- GOAL OF THE EXERCISE: Pick every line with "React" from the material below.

- INFORMATION SUPPLIED:
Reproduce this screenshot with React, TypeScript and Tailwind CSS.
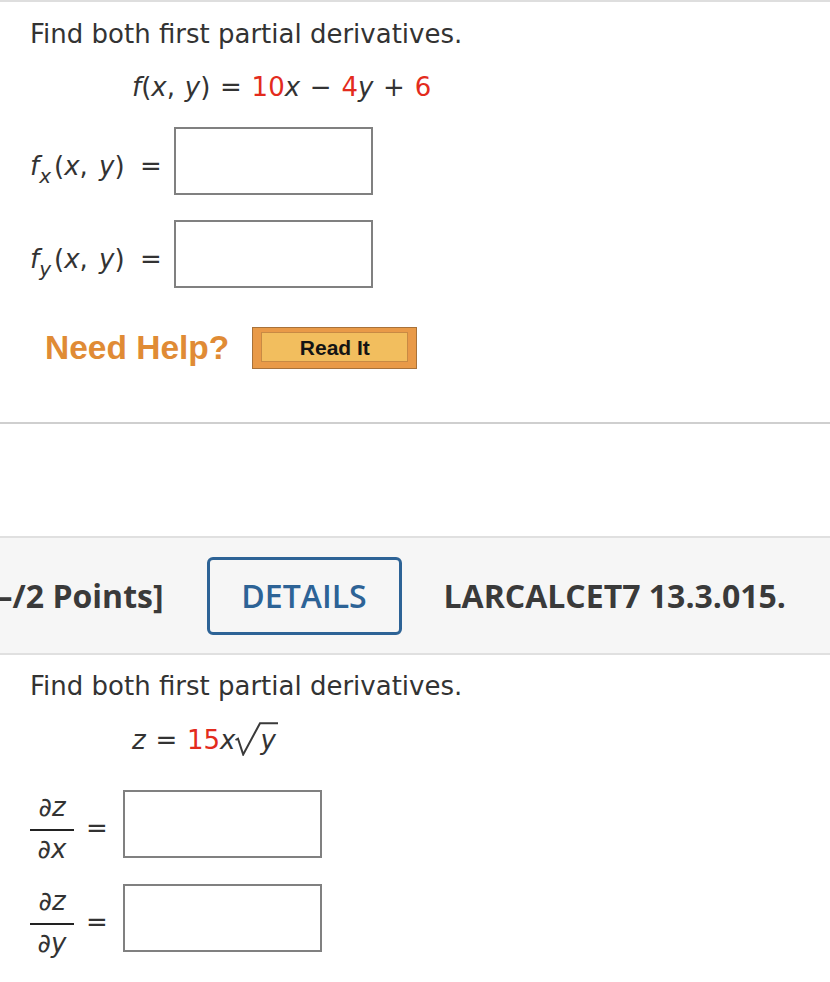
import React from 'react';

const verdana = { fontFamily: '"DejaVu Sans", Verdana, sans-serif' };
const openSans = { fontFamily: '"Open Sans", "Liberation Sans", sans-serif' };
const arial = { fontFamily: '"Liberation Sans", Arial, sans-serif' };

function AnswerBox() {
  return <div className="w-[199px] h-[68px] border-2 border-[#808080] bg-white" />;
}

function PartialLabel({ sub }: { sub: string }) {
  return (
    <span className="w-[110px] mt-[10px] text-[26px] leading-[26px] text-[#333] whitespace-nowrap [word-spacing:3px]">
      <i>f</i>
      <i className="relative top-[8px] text-[20px] leading-none mr-[3px]">{sub}</i>
      (<i>x</i>, <i>y</i>)
    </span>
  );
}

function Fraction({ den }: { den: string }) {
  return (
    <div className="w-[44px] mt-[8px] flex flex-col items-center text-[26px] leading-[26px] text-[#333]">
      <span className="mb-[9px]">
        ∂<i>z</i>
      </span>
      <div className="w-full h-[2px] bg-[#222]" />
      <span className="mt-[5px]">
        ∂<i>{den}</i>
      </span>
    </div>
  );
}

// square-root sign with its overbar; negative margins keep the line box at 26px
function Radical() {
  return (
    <svg width="43" height="34" viewBox="0 0 43 34" className="inline-block -mt-[5px] -mb-[4px] align-[-3px]">
      <path d="M0.5 18 L3 16.6 L8.2 32.5 L25 1.2 H43" fill="none" stroke="#3a3a3a" strokeWidth="2" />
    </svg>
  );
}

export default function App() {
  return (
    <div className="w-[830px] h-[982px] bg-white overflow-hidden text-[#333]" style={verdana}>
      <div className="h-[2px] bg-[#dedede]" />

      {/* question one */}
      <div className="pl-[30px]">
        <p className="mt-[19px] text-[26px] leading-[26px]">Find both first partial derivatives.</p>
        <p className="mt-[27px] pl-[102px] text-[26px] leading-[26px] whitespace-nowrap [word-spacing:1.5px]">
          <i>f</i>(<i>x</i>, <i>y</i>) = <span className="text-[#e32b1d]">10</span>
          <i>x</i> − <span className="text-[#e32b1d]">4</span>
          <i>y</i> + <span className="text-[#e32b1d]">6</span>
        </p>

        <div className="mt-[27px] flex items-center h-[68px]">
          <PartialLabel sub="x" />
          <span className="w-[22px] mt-[10px] text-[26px] leading-[26px]">=</span>
          <div className="ml-[12px]">
            <AnswerBox />
          </div>
        </div>
        <div className="mt-[25px] flex items-center h-[68px]">
          <PartialLabel sub="y" />
          <span className="w-[22px] mt-[10px] text-[26px] leading-[26px]">=</span>
          <div className="ml-[12px]">
            <AnswerBox />
          </div>
        </div>

        <div className="mt-[39px] pl-[15px] flex items-center h-[42px]">
          <span className="text-[33.5px] font-bold text-[#e08b35] leading-none" style={arial}>
            Need Help?
          </span>
          <button
            className="ml-[23px] w-[165px] h-[42px] border border-[#a8723a] bg-[#e99a48] pt-[4px] pr-[8px] pb-[6px] pl-[8px]"
            style={arial}
          >
            <div className="w-full h-full border border-[#c88a44] bg-[#f2be5e] flex items-center justify-center text-[21px] font-bold text-[#141414] leading-none">
              Read It
            </div>
          </button>
        </div>
      </div>

      <div className="mt-[53px] h-[2px] bg-[#cfcfcf]" />

      {/* header of question two */}
      <div
        className="mt-[112px] h-[119px] border-y-2 border-[#e0e0e0] bg-[#f6f6f6] flex items-center whitespace-nowrap text-[32px]"
        style={openSans}
      >
        <span className="ml-[-14px] font-bold text-[#3a3a3a]">[–/2 Points]</span>
        <div className="ml-[43px] w-[195px] h-[78px] border-[3px] border-[#2d6396] rounded-[6px] flex items-center justify-center font-semibold text-[#2d6396]">
          DETAILS
        </div>
        <span className="ml-[42px] font-bold text-[#3a3a3a]">LARCALCET7 13.3.015.</span>
      </div>

      {/* question two */}
      <div className="pl-[30px]">
        <p className="mt-[18px] text-[26px] leading-[26px]">Find both first partial derivatives.</p>
        <p className="mt-[28px] pl-[102px] text-[26px] leading-[26px] whitespace-nowrap [word-spacing:1.5px]">
          <i>z</i> = <span className="text-[#e32b1d]">15</span>
          <i>x</i>
          <Radical />
          <i className="ml-[-18px]">y</i>
        </p>

        <div className="mt-[37px] flex items-center h-[68px]">
          <Fraction den="x" />
          <span className="ml-[12px] w-[22px] mt-[8px] text-[26px] leading-[26px]">=</span>
          <div className="ml-[15px]">
            <AnswerBox />
          </div>
        </div>
        <div className="mt-[26px] flex items-center h-[68px]">
          <Fraction den="y" />
          <span className="ml-[12px] w-[22px] mt-[8px] text-[26px] leading-[26px]">=</span>
          <div className="ml-[15px]">
            <AnswerBox />
          </div>
        </div>
      </div>
    </div>
  );
}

- THE RESULT:
Reproduce this screenshot with React, TypeScript and Tailwind CSS.
import React from 'react';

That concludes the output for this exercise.